Articulating the Ineffable: Recent films by Úrsula San Cristóbal
Over the coming weeks, I will be writing about some films which I enjoyed at the festival Instants Vidéo in October 2023.
In Un souvenir à demi-rêvé (2021), a beautiful seven minute film by Úrsula San Cristóbal, a woman hides her face in her hands, while numbers explode all around her. The numbers begin to undulate, as if on the surface of water. The title tells us we are somewhere between a memory and a dream. In the digital age, we understand numbers as information. Apparently the woman is being engulfed by remembered data.
As we drift through this exquisite video collage of sounds and images we are bathed in shifting textures: cloudy, watery, covered with flickering lights, deep blues and greens that glimmer out of the darkness. Wavering textures of dripping paint are projected onto the woman’s body as she wraps a network of ropes around her torso. The net confines her like a trap, but since she controls it with her own hands, it seems that it is her own mind which entraps her. Chanting voices are heard at a distance, intoning a plainchant as if from a remembered church service. The overlapping layers of sound share some of the isorhythmic structure of medieval music. The shifting layers of melody have an analogous structure to the shifting, contrapuntal layers of overlapping visual textures.

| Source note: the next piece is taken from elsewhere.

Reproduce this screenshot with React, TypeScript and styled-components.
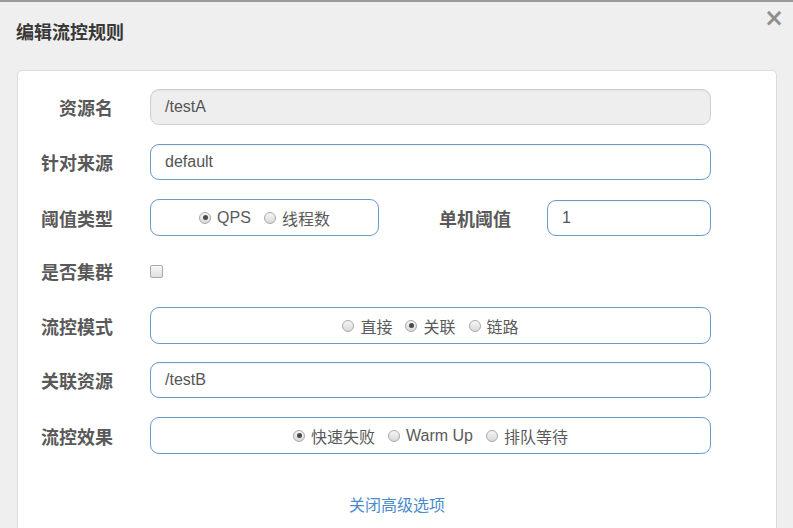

We see multiple images of the woman, twining her fingers in front of her face, as if trying to block out the over-intense light which is flashing around her, but also to untangle the strands. San Cristóbal has that magic artistic touch, where every image, every moment, is hauntingly, disturbingly beautiful and original.
We see strands of paint and fiber which seem to resemble writing, but the message is indecipherable, as it sometimes appears when we try to read something in a dream. A closing handwritten titles tells us that all of this is “only an image I’m pursuing.” This effort, to pursue an elusive inner feeling, a texture, a fleeting sensation, is everywhere apparent in San Cristóbal’s approach to filmmaking.
The primordial soup which begins the nine minute Inscrutable (2023) consists of letters rather than numbers, which drift out into dark blue watery textures. San Cristóbal’s medieval-inspired music here, with a wordless female voice, is akin to Meredith Monk’s score to her medieval film Book of Days. The letters flicker and vibrate in the void, potential carriers of meaning, suspended in the moment prior to comprehensibility, like quantum particles continually popping in and out of being. They gradually coalesce into handwritten letters, and documents covered with paint, needlework, and writing, none of it legible, except for occasional phrases, such as “woven sensations.” Fingers caress the appliquéd fabric, literally trying to pick up and decipher the sensations encoded within.
San Cristóbal is seen again, her nude body wrapped in fibers, the needlepoint covering her face like a mask. She extends her fingers and limbs into the fabric, trying to absorb meaning directly from the fibers. Once again, this can be seen as a metaphor for her artistic process: trying to unearth and clarify images and sounds through directly tactile bodily intuition, bypassing the verbal and the intellectual. A wild cloud of rising glissandi, played on string instruments, creates an atmosphere that is eerie and inscrutable, as the images continue to bloom and develop.
For artists working with a highly intuitive process, like San Cristóbel, the artistic process itself is often expressed metaphorically inside the work. To a large extent, the process, the exploration, is the content. This is not to say that San Cristóbel’s films lack content beyond her artistic process: her films are saturated with potent, vivid feelings and sensations at every moment. That these feelings are almost impossible to describe is an inevitable result of her focus on precisely those aspects of human experience which evade description and categorization.